* GIVEN INSTRUCTION *
Set the listing down unchanged, minus every embedded image.

== GIVEN DATA ==

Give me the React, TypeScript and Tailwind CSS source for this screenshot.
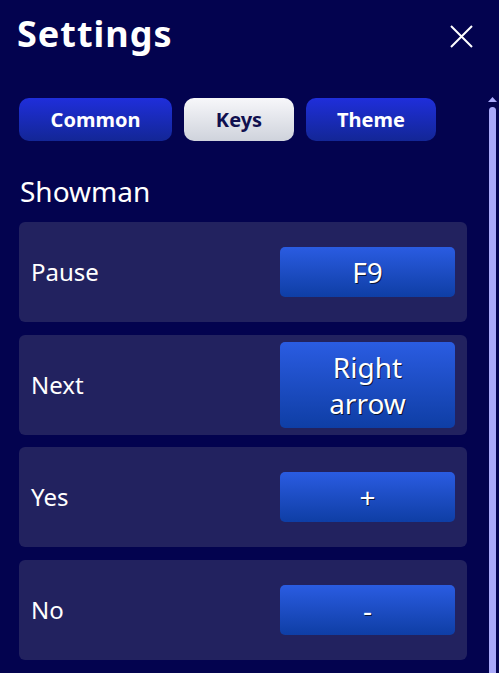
import React from 'react';

const keys: { label: string; value: string }[] = [
  { label: 'Pause', value: 'F9' },
  { label: 'Next', value: 'Right arrow' },
  { label: 'Yes', value: '+' },
  { label: 'No', value: '-' },
];

const tabs: { name: string; cls: string }[] = [
  { name: 'Common', cls: 'w-[153px] text-white bg-gradient-to-b from-[#1f2edb] to-[#132696]' },
  { name: 'Keys', cls: 'w-[110px] text-[#10104f] bg-gradient-to-b from-[#f7f7fa] to-[#cfd3dc]' },
  { name: 'Theme', cls: 'w-[130px] text-white bg-gradient-to-b from-[#1f2edb] to-[#132696]' },
];

export default function App() {
  return (
    <div
      className="w-[499px] h-[673px] overflow-hidden bg-[#03034f] text-white flex flex-col"
      style={{ fontFamily: '"Noto Sans", "Open Sans", sans-serif' }}
    >
      <div className="h-[95px] shrink-0 flex justify-between items-start pl-[17px] pr-[26px]">
        <h1 className="pt-[16px] text-[36px] leading-[36px] font-bold tracking-[1px]">Settings</h1>
        <button className="mt-[25px]" aria-label="Close">
          <svg width="23" height="23" viewBox="0 0 23 23" fill="none" stroke="white" strokeWidth="2">
            <path d="M1 1L22 22M22 1L1 22" />
          </svg>
        </button>
      </div>

      <div className="flex flex-1 min-h-0">
        <div className="flex-1 pl-[19px] pr-[21px]">
          <div className="flex gap-[12px] mt-[3px]">
            {tabs.map((t) => (
              <button
                key={t.name}
                className={`h-[43px] rounded-[10px] text-[20px] font-bold ${t.cls}`}
              >
                {t.name}
              </button>
            ))}
          </div>

          <h2 className="mt-[33px] mb-[14px] text-[28px] leading-[34px] pl-[1px]">Showman</h2>

          <div className="flex flex-col gap-[12.5px]">
            {keys.map((k) => (
              <div
                key={k.label}
                className="h-[100px] rounded-[6px] bg-[#22225f] flex items-center justify-between pl-[12px] pr-[12px]"
              >
                <span className="text-[24px]">{k.label}</span>
                <button className="w-[175px] min-h-[50px] py-[7px] px-[20px] rounded-[5px] bg-gradient-to-b from-[#2a5ce2] to-[#0e3ea5] text-[28px] leading-[36px] [text-shadow:1px_1px_0_rgba(0,0,0,0.7)]">
                  {k.value}
                </button>
              </div>
            ))}
          </div>
        </div>

        <div className="w-[9px] mr-[2px] flex flex-col items-center">
          <svg width="9" height="5" viewBox="0 0 9 5" className="mt-[2px]">
            <path d="M4.5 0L9 5H0Z" fill="#a9a9f9" />
          </svg>
          <div className="mt-[5px] w-[7px] flex-1 rounded-t-full bg-[#a9a9f9]" />
        </div>
      </div>
    </div>
  );
}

===

* RESPONSE FOR THIS EXERCISE *
Give me the React, TypeScript and Tailwind CSS source for this screenshot.
import React from 'react';

const keys: { label: string; value: string }[] = [
  { label: 'Pause', value: 'F9' },
  { label: 'Next', value: 'Right arrow' },
  { label: 'Yes', value: '+' },
  { label: 'No', value: '-' },
];

const tabs: { name: string; cls: string }[] = [
  { name: 'Common', cls: 'w-[153px] text-white bg-gradient-to-b from-[#1f2edb] to-[#132696]' },
  { name: 'Keys', cls: 'w-[110px] text-[#10104f] bg-gradient-to-b from-[#f7f7fa] to-[#cfd3dc]' },
  { name: 'Theme', cls: 'w-[130px] text-white bg-gradient-to-b from-[#1f2edb] to-[#132696]' },
];

export default function App() {
  return (
    <div
      className="w-[499px] h-[673px] overflow-hidden bg-[#03034f] text-white flex flex-col"
      style={{ fontFamily: '"Noto Sans", "Open Sans", sans-serif' }}
    >
      <div className="h-[95px] shrink-0 flex justify-between items-start pl-[17px] pr-[26px]">
        <h1 className="pt-[16px] text-[36px] leading-[36px] font-bold tracking-[1px]">Settings</h1>
        <button className="mt-[25px]" aria-label="Close">
          <svg width="23" height="23" viewBox="0 0 23 23" fill="none" stroke="white" strokeWidth="2">
            <path d="M1 1L22 22M22 1L1 22" />
          </svg>
        </button>
      </div>

      <div className="flex flex-1 min-h-0">
        <div className="flex-1 pl-[19px] pr-[21px]">
          <div className="flex gap-[12px] mt-[3px]">
            {tabs.map((t) => (
              <button
                key={t.name}
                className={`h-[43px] rounded-[10px] text-[20px] font-bold ${t.cls}`}
              >
                {t.name}
              </button>
            ))}
          </div>

          <h2 className="mt-[33px] mb-[14px] text-[28px] leading-[34px] pl-[1px]">Showman</h2>

          <div className="flex flex-col gap-[12.5px]">
            {keys.map((k) => (
              <div
                key={k.label}
                className="h-[100px] rounded-[6px] bg-[#22225f] flex items-center justify-between pl-[12px] pr-[12px]"
              >
                <span className="text-[24px]">{k.label}</span>
                <button className="w-[175px] min-h-[50px] py-[7px] px-[20px] rounded-[5px] bg-gradient-to-b from-[#2a5ce2] to-[#0e3ea5] text-[28px] leading-[36px] [text-shadow:1px_1px_0_rgba(0,0,0,0.7)]">
                  {k.value}
                </button>
              </div>
            ))}
          </div>
        </div>

        <div className="w-[9px] mr-[2px] flex flex-col items-center">
          <svg width="9" height="5" viewBox="0 0 9 5" className="mt-[2px]">
            <path d="M4.5 0L9 5H0Z" fill="#a9a9f9" />
          </svg>
          <div className="mt-[5px] w-[7px] flex-1 rounded-t-full bg-[#a9a9f9]" />
        </div>
      </div>
    </div>
  );
}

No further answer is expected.